→ **Exercise description**:
Lines containing the word "React" should be extracted in full.

[Start of Material]

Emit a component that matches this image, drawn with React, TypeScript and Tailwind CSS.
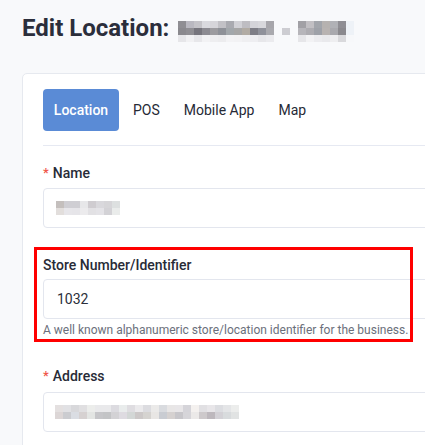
import React from "react";

// masked values are shown as coarse pixel blocks
type Row = string[];

const titleMask: Row[] = [
  ["#8f8e93", "#b9b8c0", "#c4c3c8", "#dadadf", "#d6d5da", "#c2c1c6", "#a9aab0", "#d1d1d6", "#bebdc2", "#d4d4d9", "#d8d8dc", "#a7a6ab"],
  ["#8a898e", "#8f8e93", "#76757d", "#8c8b92", "#9c9b9f", "#8e9198", "#a2a7ab", "#a6a6a6", "#b1aba3", "#7e7e86", "#8f919a", "#a9a9ae"],
  ["#e6e6e9", "#f1f1f3", "#e7e7ea", "#f2f2f4", "#eeeef0", "#ececee", "#f3f3f5", "#f2f2f4", "#efeff1", "#eeeef1", "#e7e7ea", "#ebebee"],
];

const titleMask2: Row[] = [
  ["#a1a0a5", "#c1bfc3", "#a2a5ab", "#b6b2b0", "#b0b1b6", "#8f8e94", "#eef2f7"],
  ["#b6b5ba", "#adacb1", "#9ea1a8", "#b8b3b1", "#a9a9ae", "#8a898e", "#eef2f7"],
  ["#e6e6e9", "#f2f2f4", "#ececef", "#e9e9ec", "#eeeef0", "#d9d9dc", "#f7f8fa"],
];

const nameMask: Row[] = [
  ["#c4bfbd", "#cfced3", "#cfced3", "#e7e7e9", "#cfccd0", "#d9d8dc", "#d6d5d8", "#dde0e0"],
  ["#e2dedc", "#e7e6ea", "#e6e5e9", "#ecebed", "#e2e1e4", "#e4e3e7", "#d3d2d6", "#eaeceb"],
];

const addressMask: Row[] = [
  ["#e4e0e0", "#e1e1e4", "#d8d8db", "#e0dfe1", "#ecedeb", "#e9e9eb", "#e9e9eb", "#dcdbe0", "#e9ecec", "#dfdde1", "#ebeaec", "#dcdce0", "#ebeae9", "#d9dbdf", "#e8e6e6", "#e8e6e8", "#d5d4d9", "#f4f1ef", "#e1e0e3", "#e8e6e9", "#dcdde1", "#e4e5e7", "#ecedec"],
  ["#dcd6d6", "#cbccd0", "#dadde3", "#d6d1d1", "#e3e5e3", "#c6c6c9", "#c3c4c6", "#d3d2d5", "#dedbe1", "#d3d7d6", "#ccc8c8", "#d5d3d0", "#e8e6e4", "#c9ccd2", "#d5d1d0", "#c7c6ca", "#d6d5d9", "#ebe9e8", "#cdc9cb", "#bdb8bd", "#d3d1d6", "#d8dbdd", "#e1e3e3"],
];

function Mask({ rows, cell = 8 }: { rows: Row[]; cell?: number }) {
  return (
    <div className="flex flex-col">
      {rows.map((row, i) => (
        <div key={i} className="flex">
          {row.map((c, j) => (
            <div key={j} style={{ width: cell, height: cell - 1, background: c }} />
          ))}
        </div>
      ))}
    </div>
  );
}

function Label({ text, required }: { text: string; required?: boolean }) {
  return (
    <div className="flex items-center h-5 text-[14px] font-medium text-[#282b37]">
      {required && <span className="text-[#f0564a] mr-[4px] text-[13px]">*</span>}
      {text}
    </div>
  );
}

const tabs = ["Location", "POS", "Mobile App", "Map"];

export default function App() {
  return (
    <div
      className="w-[425px] h-[445px] overflow-hidden bg-[#f8f9fb] pl-[22px] pt-[14px]"
      style={{ fontFamily: "Roboto, 'Liberation Sans', sans-serif" }}
    >
      <div className="flex items-center gap-[9px] h-[28px]">
        <h1 className="text-[24px] font-bold text-[#2b2e3b] leading-none">
          Edit Location:
        </h1>
        <div className="flex items-start gap-[8px] mt-[7px]">
          <Mask rows={titleMask} />
          <div className="w-[8px] h-[7px] bg-[#cdcdd2] mt-[7px]" />
          <Mask rows={titleMask2} />
        </div>
      </div>

      <div className="mt-[31px] w-[520px] bg-white border border-[#e6e9ef] rounded-[5px] pl-[20px] pt-[15px] pb-10">
        <div className="flex items-center pb-[14px] border-b border-[#e6e9f2]">
          {tabs.map((t, i) => (
            <button
              key={t}
              className={
                i === 0
                  ? "h-[42px] w-[76px] mr-[2px] rounded-[4px] bg-[#5a8bd6] text-white text-[14px] font-medium"
                  : "h-[42px] px-3 text-[14px] text-[#262a36]"
              }
            >
              {t}
            </button>
          ))}
        </div>

        <div className="pt-[17px] flex flex-col">
          <Label text="Name" required />
          <div className="mt-[5px] h-[40px] w-[470px] border border-[#e3e6ee] rounded-[4px] flex items-center pl-[12px]">
            <Mask rows={nameMask} />
          </div>

          <div className="relative mt-[27px]">
            <div className="absolute -left-[9px] -top-[8px] w-[379px] h-[95px] border-[3px] border-[#ff0000] pointer-events-none" />
            <Label text="Store Number/Identifier" />
            <div className="mt-[4px] h-[40px] w-[470px] border border-[#e3e6ee] rounded-[4px] flex items-center pl-[13px] text-[14px] text-[#2c2f3b]">
              1032
            </div>
            <p className="mt-[2px] text-[12px] leading-[18px] text-[#6b6f7b]">
              A well known alphanumeric store/location identifier for the business.
            </p>
          </div>

          <div className="mt-[27px]">
            <Label text="Address" required />
            <div className="mt-[6px] h-[40px] w-[470px] border border-[#e3e6ee] rounded-[4px] flex items-center pl-[11px]">
              <Mask rows={addressMask} />
            </div>
          </div>
        </div>
      </div>
    </div>
  );
}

[End of Material]

→ **Exercise response**:
Emit a component that matches this image, drawn with React, TypeScript and Tailwind CSS.
import React from "react";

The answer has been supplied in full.